Kholid selanjutnya menjelaskan bahwa teori gerak Ibn Rusyd berjasa pada pemikiran Mulla sadra. Teori gerak Ibn Rusyd mengandaikan bahwa gerak adalah perubahan dari potensialitas menuju aktualitas. Sehingga, bagi filsuf Andalusia ini, gerak bukan hanya perpindahan. Gerak bukan hanya pindah dalam konteks tempat, melainkan juga dalam konteks berkembang. Pemaparan ini, menurutnya, dapat ditemukan dalam kitab al-Kawn wa al-Fasād-nya Ibn Rusyd.
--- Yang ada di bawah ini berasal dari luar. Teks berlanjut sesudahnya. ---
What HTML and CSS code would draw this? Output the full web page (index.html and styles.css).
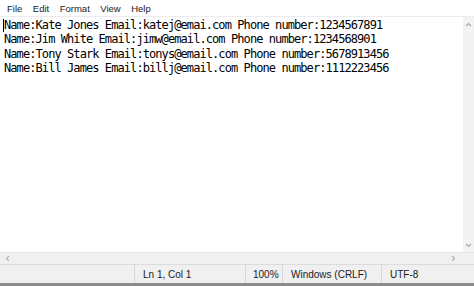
FILE: index.html
```html
<!DOCTYPE html>
<html lang="en">
<head>
    <meta charset="UTF-8">
    <title>Untitled - Notepad</title>
    <link rel="stylesheet" href="styles.css">
</head>
<body>
<div class="window">
    <div class="menu-bar">
        <span class="menu-item">File</span>
        <span class="menu-item">Edit</span>
        <span class="menu-item">Format</span>
        <span class="menu-item">View</span>
        <span class="menu-item">Help</span>
    </div>

    <div class="editor-row">
        <div class="editor">
            <div class="line"><span class="caret"></span>Name:Kate Jones Email:katej@emai.com Phone number:1234567891</div>
            <div class="line">Name:Jim White Email:jimw@email.com Phone number:1234568901</div>
            <div class="line">Name:Tony Stark Email:tonys@email.com Phone number:5678913456</div>
            <div class="line">Name:Bill James Email:billj@email.com Phone number:1112223456</div>
        </div>
        <div class="v-scroll">
            <svg class="arrow" width="7" height="5" viewBox="0 0 7 5"><path d="M1 4 L3.5 1.5 L6 4" fill="none" stroke="#a8a8a8" stroke-width="1.2"/></svg>
            <svg class="arrow" width="7" height="5" viewBox="0 0 7 5"><path d="M1 1 L3.5 3.5 L6 1" fill="none" stroke="#a8a8a8" stroke-width="1.2"/></svg>
        </div>
    </div>

    <div class="h-scroll">
        <svg class="arrow" width="5" height="7" viewBox="0 0 5 7"><path d="M4 1 L1.5 3.5 L4 6" fill="none" stroke="#b4b4b4" stroke-width="1.2"/></svg>
        <svg class="arrow right" width="5" height="7" viewBox="0 0 5 7"><path d="M1 1 L3.5 3.5 L1 6" fill="none" stroke="#b4b4b4" stroke-width="1.2"/></svg>
        <span class="corner"></span>
    </div>

    <div class="status-bar">
        <span class="status-cell first"></span>
        <span class="status-cell pos">Ln 1, Col 1</span>
        <span class="status-cell zoom">100%</span>
        <span class="status-cell eol">Windows (CRLF)</span>
        <span class="status-cell enc">UTF-8</span>
    </div>
    <div class="bottom-band"></div>
</div>
</body>
</html>
```

FILE: styles.css
```css
html, body {
    margin: 0;
    padding: 0;
    background: #ffffff;
}

.window {
    width: 474px;
    height: 286px;
    display: flex;
    flex-direction: column;
    overflow: hidden;
}

.menu-bar {
    height: 17px;
    display: flex;
    align-items: center;
    gap: 10.5px;
    padding-left: 7px;
    font-family: "Liberation Sans", Arial, sans-serif;
    font-size: 9.5px;
    color: #1a1a1a;
    border-bottom: 1px solid #ececec;
    box-sizing: border-box;
}

.editor-row {
    flex: 1;
    display: flex;
    flex-direction: row;
}

.editor {
    flex: 1;
    padding: 1px 0 0 4px;
    font-family: "DejaVu Sans Mono", "Liberation Mono", monospace;
    font-size: 12px;
    letter-spacing: -0.92px;
    line-height: 14.3px;
    color: #000000;
    overflow: hidden;
}

.line {
    position: relative;
    white-space: pre;
}

.caret {
    position: absolute;
    left: -1px;
    top: 1px;
    width: 1px;
    height: 13px;
    background: #000000;
}

.v-scroll {
    width: 11px;
    background: #f3f3f3;
    display: flex;
    flex-direction: column;
    justify-content: space-between;
    align-items: center;
    padding: 5px 0 4px;
    box-sizing: border-box;
}

.h-scroll {
    height: 11px;
    background: #f0f0f0;
    display: flex;
    align-items: center;
    padding-left: 5px;
    border-top: 1px solid #e6e6e6;
}

.h-scroll .right {
    margin-left: auto;
    margin-right: 7px;
}

.corner {
    width: 11px;
    height: 11px;
    background: #f0f0f0;
}

.status-bar {
    height: 19px;
    display: flex;
    align-items: center;
    background: #f0f0f0;
    border-top: 1px solid #dcdcdc;
    box-sizing: border-box;
    font-family: "Liberation Sans", Arial, sans-serif;
    font-size: 10px;
    color: #1a1a1a;
}

.status-cell {
    height: 100%;
    display: flex;
    align-items: center;
    box-sizing: border-box;
    border-right: 1px solid #d6d6d6;
}

.status-cell.first { width: 135px; }
.status-cell.pos { width: 111px; padding-left: 8px; }
.status-cell.zoom { width: 37px; padding-left: 7px; }
.status-cell.eol { width: 99px; padding-left: 8px; }
.status-cell.enc { padding-left: 8px; border-right: none; }

.bottom-band {
    height: 3px;
    background: #8c8c8c;
}
```
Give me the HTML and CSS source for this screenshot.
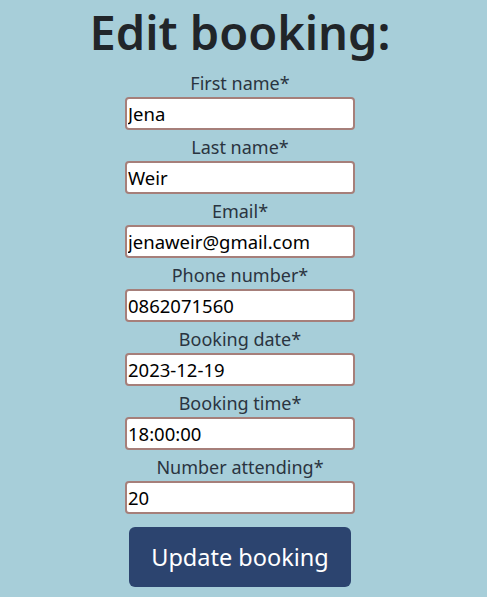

Sebagai penutup, moderator acara ini, Ali Zainal Abidin, menyatakan bahwa Ibn Rusyd adalah seorang yang memiliki kecakapan enskilopedis. Ia bukan hanya ahli filsafat dan teologi, tapi juga ahli dalam bidang fikih, fisika, astronomi, dan kedokteran. Beberapa sejarawan filsafat menyebutnya sebagai pemikir ensiklopedis dan sebagai penafsir otoritatif pemikiran Aristoteles. Menurutnya, karena begitu dominannya pengaruh Ibn Rusyd, hingga di Barat berkembang Averroisme. Dan karena begitu dominannya mazhab ini, peneliti-peneliti filsafat di Barat ‘melupakan’ bahwa sebenarnya filsafat Islam tidak berhenti di Ibn Rusyd, malah ia berlanjut dan dikembangkan oleh filosof-filosof setelahnya, dan yang terbesar di antaranya adalah Mulla Sadra.